Kingston DataTraveler Max UFD Review: NVMe Performance in a USB Thumb Driveby Ganesh T S on September 30, 2021 10:00 AM EST
Rapid advancements in flash technology and continued improvements in high-speed interfaces have driven the growth of small, bus-powered portable SSDs. Over the last few years, these types of drives have relied on a dual-chip solution - typically placing a SATA or NVMe SSD behind a USB bridge chip. SSD controller vendors such as Phison and Silicon Motion have recognized the growth potential in the portable SSD market and come out with USB Flash Drive (UFD) controllers employing high-speed direct-attach interfaces on the upstream side, and directly talking to the flash packages downstream. These controllers have now created a new category of portable SSDs by lowering the cost without sacrificing performance.
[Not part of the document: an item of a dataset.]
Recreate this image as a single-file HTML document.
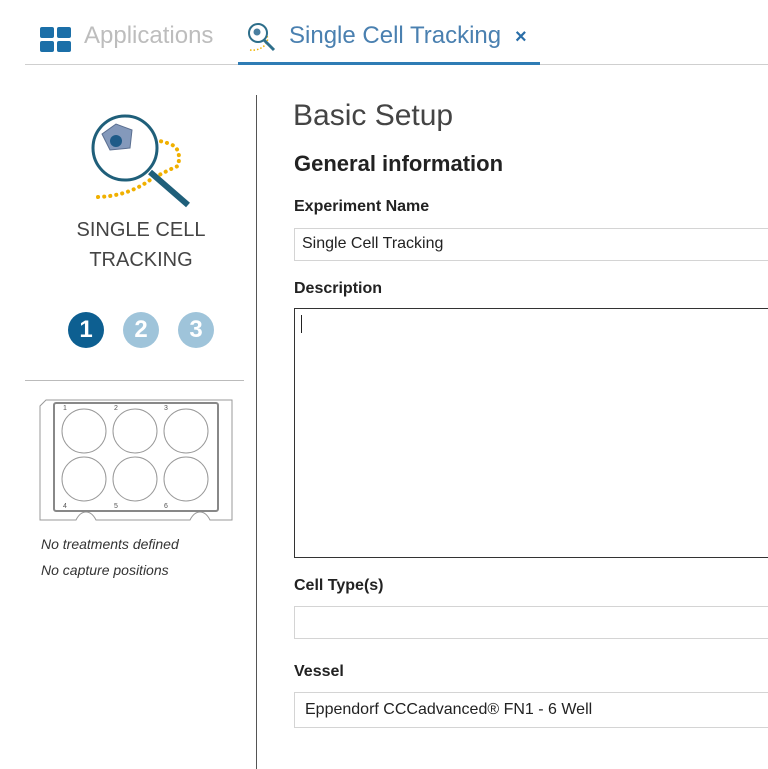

Kingston's DataTraveler Max was introduced in August 2021 as a USB-C flash drive capable of hitting 1GBps speeds. The claimed performance numbers justify calling the thumb drive as a portable SSD. While Kingston did not publicly disclose the internals of the drive, the form-factor and performance numbers point to the use of a native UFD controller. Kingston is not the first to the market with such a high-performance portable SSD. Crucial's X6 (updated in 2021 with Phison's U17 UFD controller) reaches speeds of 800MBps+, but it retains the industrial design of the older version (which was a SATA drive behind a USB - SATA bridge).
To that end, today we're digging into the 1TB version of the DataTraveler Max (referred to here on as DT Max), which Kingston has provided. We'll be taking a look at the performance, power efficiency, and value proposition of the DT Max. We've also cracked the drive open in order to confirm which UFD controller Kingston is using.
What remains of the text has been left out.